Una porzione della retribuzione dovrebbe essere legata ai contributi alla riduzione del rischio, come i tempi di applicazione delle patch, invece che ai fattori di successo o fallimento degli audit. Fisher propone di tracciare il successo attraverso la prevenzione dei tempi di inattività e la protezione dei sistemi, piuttosto che reagendo agli incidenti. In un'azienda dove ha lavorato, quando il team di sicurezza ha iniziato a pubblicare dati sulla riduzione del rischio sulle proprie dashboard, l'engagement è aumentato e il turnover è diminuito.
Ridefinire i percorsi professionali nella cybersecurity
La progressione di carriera nella cybersecurity necessita probabilmente di essere ridefinita, concorda Hobson. Non si tratta solo di scalare una scala ristretta verso il ruolo di CISO — i posti a quel livello sono limitati e il settore sta evolvendo troppo rapidamente perché quello sia l'unico percorso possibile. Esistono molteplici percorsi gratificanti oltre quello tradizionale del CISO, in aree come la governance dell'AI, l'architettura e la gestione del rischio.
La crescita laterale attraverso la specializzazione approfondita in ambiti come privacy, threat modeling e governance dell'intelligenza artificiale può essere altrettanto preziosa e appagante.
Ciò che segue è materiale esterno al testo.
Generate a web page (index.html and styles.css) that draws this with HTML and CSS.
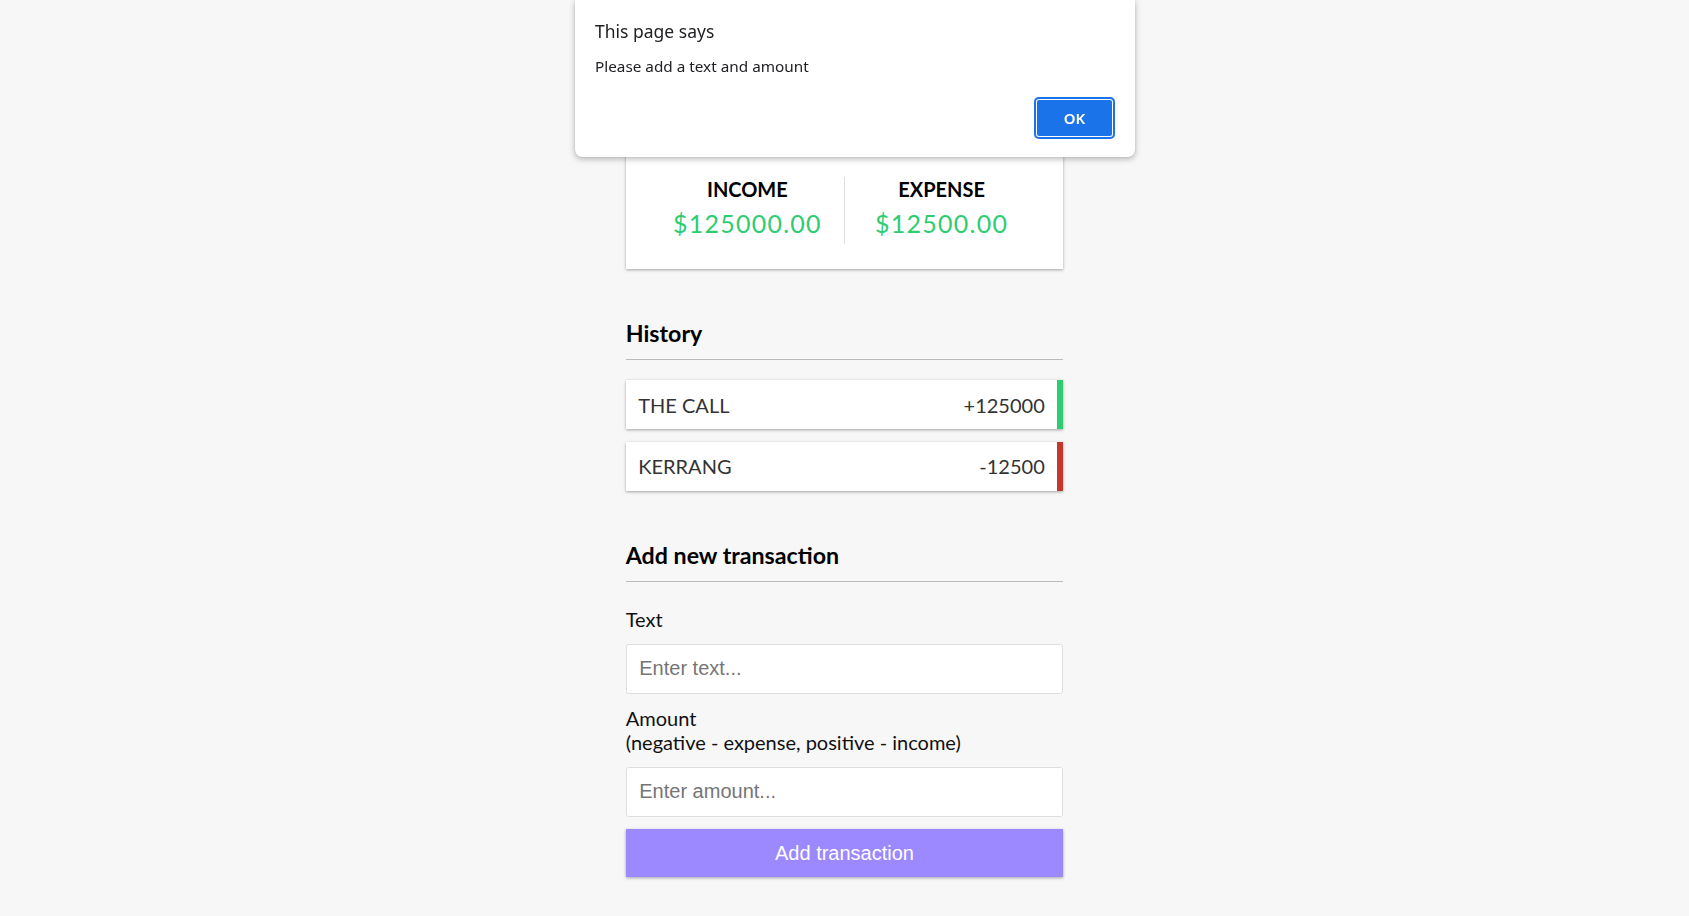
FILE: index.html
```html
<!DOCTYPE html>
<html lang="en">
<head>
<meta charset="UTF-8">
<title>Expense Tracker</title>
<link rel="stylesheet" href="styles.css">
</head>
<body>
  <div class="container">
    <div class="inc-exp-container">
      <div class="inc-col">
        <h4>Income</h4>
        <p class="money plus">$125000.00</p>
      </div>
      <div class="inc-col">
        <h4>Expense</h4>
        <p class="money plus">$12500.00</p>
      </div>
    </div>

    <h3>History</h3>
    <ul class="list">
      <li class="plus"><span>THE CALL</span><span>+125000</span></li>
      <li class="minus"><span>KERRANG</span><span>-12500</span></li>
    </ul>

    <h3>Add new transaction</h3>
    <form class="form">
      <div class="form-control">
        <label for="text">Text</label>
        <input type="text" id="text" placeholder="Enter text...">
      </div>
      <div class="form-control">
        <label for="amount">Amount <br>(negative - expense, positive - income)</label>
        <input type="text" id="amount" placeholder="Enter amount...">
      </div>
      <button type="button" class="btn">Add transaction</button>
    </form>
  </div>

  <div class="dialog">
    <div class="dialog-title">This page says</div>
    <div class="dialog-msg">Please add a text and amount</div>
    <div class="dialog-actions">
      <button type="button" class="dialog-ok">OK</button>
    </div>
  </div>
</body>
</html>
```

FILE: styles.css
```css
* {
  box-sizing: border-box;
}

html {
  overflow: hidden;
}

body {
  margin: 0;
  background-color: #f7f7f7;
  font-family: "Lato", "Open Sans", sans-serif;
  font-size: 20px;
}

.container {
  width: 437.5px;
  margin: 152px auto 0;
}

h3 {
  font-size: 23.2px;
  font-weight: 700;
  border-bottom: 1.25px solid #bbb;
  padding-bottom: 12.5px;
  margin: 50px 0 12.5px;
}

h4 {
  margin: 0;
  font-size: 20px;
  font-weight: 700;
  text-transform: uppercase;
}

.inc-exp-container {
  background-color: #fff;
  box-shadow: 0 1.25px 3.75px rgba(0, 0, 0, 0.12), 0 1.25px 2.5px rgba(0, 0, 0, 0.24);
  padding: 25px;
  display: flex;
  justify-content: space-between;
  margin: 0 0 25px;
}

.inc-col {
  flex: 1;
  text-align: center;
}

.inc-col:first-of-type {
  border-right: 1.25px solid #dedede;
}

.money {
  font-size: 25px;
  letter-spacing: 1.25px;
  margin: 6.25px 0;
  position: relative;
  top: 1px;
}

.money.plus {
  color: #2ecc71;
}

.list {
  list-style-type: none;
  padding: 0;
  margin: 20px 0 50px;
}

.list li {
  background-color: #fff;
  box-shadow: 0 1.25px 3.75px rgba(0, 0, 0, 0.12), 0 1.25px 2.5px rgba(0, 0, 0, 0.24);
  color: #333;
  display: flex;
  justify-content: space-between;
  padding: 12.5px;
  margin: 12.5px 0;
}

.list li.plus {
  border-right: 6.25px solid #2ecc71;
}

.list li.minus {
  border-right: 6.25px solid #c0392b;
}

.form {
  margin: 0;
}

label {
  display: inline-block;
  margin: 12.5px 0;
  color: #111;
}

input[type="text"] {
  border: 1.25px solid #dedede;
  border-radius: 2.5px;
  display: block;
  font-family: "Liberation Sans", Arial, sans-serif;
  font-size: 20px;
  padding: 12.5px;
  width: 100%;
  background: #fff;
  color: #333;
}

input::placeholder {
  color: #757575;
}

.btn {
  background-color: #9c88ff;
  box-shadow: 0 1.25px 3.75px rgba(0, 0, 0, 0.12), 0 1.25px 2.5px rgba(0, 0, 0, 0.24);
  color: #fff;
  border: 0;
  display: block;
  font-family: "Liberation Sans", Arial, sans-serif;
  font-size: 20px;
  margin: 12.5px 0 37.5px;
  padding: 12.5px;
  width: 100%;
}

/* native alert dialog overlay */
.dialog {
  position: fixed;
  top: 0;
  left: 575px;
  width: 560px;
  height: 157px;
  background: #fff;
  border-radius: 0 0 7px 7px;
  box-shadow: 0 2px 6px rgba(0, 0, 0, 0.28), 0 0 1px rgba(0, 0, 0, 0.3);
  padding: 19px 20px 18px 20px;
  display: flex;
  flex-direction: column;
  font-family: "Noto Sans", "Open Sans", sans-serif;
  color: #202124;
}

.dialog-title {
  font-size: 17.5px;
  line-height: 24px;
}

.dialog-msg {
  font-size: 15.3px;
  line-height: 20px;
  margin-top: 13px;
}

.dialog-actions {
  margin-top: auto;
  display: flex;
  justify-content: flex-end;
}

.dialog-ok {
  width: 81px;
  height: 42px;
  background: #1a73e8;
  color: #fff;
  border: 0;
  border-radius: 5px;
  box-shadow: inset 0 0 0 2px #1a73e8, inset 0 0 0 3px #fff;
  font-family: "Noto Sans", "Open Sans", sans-serif;
  font-size: 15px;
  font-weight: 600;
}
```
Il ruolo del CISO è coltivare resilienza, senso di appartenenza e conoscenza in diversi percorsi, in modo che i leader vedano significato nel loro lavoro e rimangano coinvolti.
Come sottolinea Fisher, il compito principale di un CISO non è solo gestire il rischio, ma costruire un'organizzazione resiliente e sostenibile. "Questo inizia proteggendo le nostre persone dal burnout, sostenendo il valore di business della sicurezza in sala consiglio per assicurarsi le risorse necessarie, e mentorando attivamente i nostri manager perché diventino i leader strategici di cui questa industria ha bisogno." La delega significativa è essenziale per prevenire il burnout e dare ai leader funzionali vera autonomia, perché nulla brucia un leader forte più velocemente che essere ridotto a un semplice messaggero.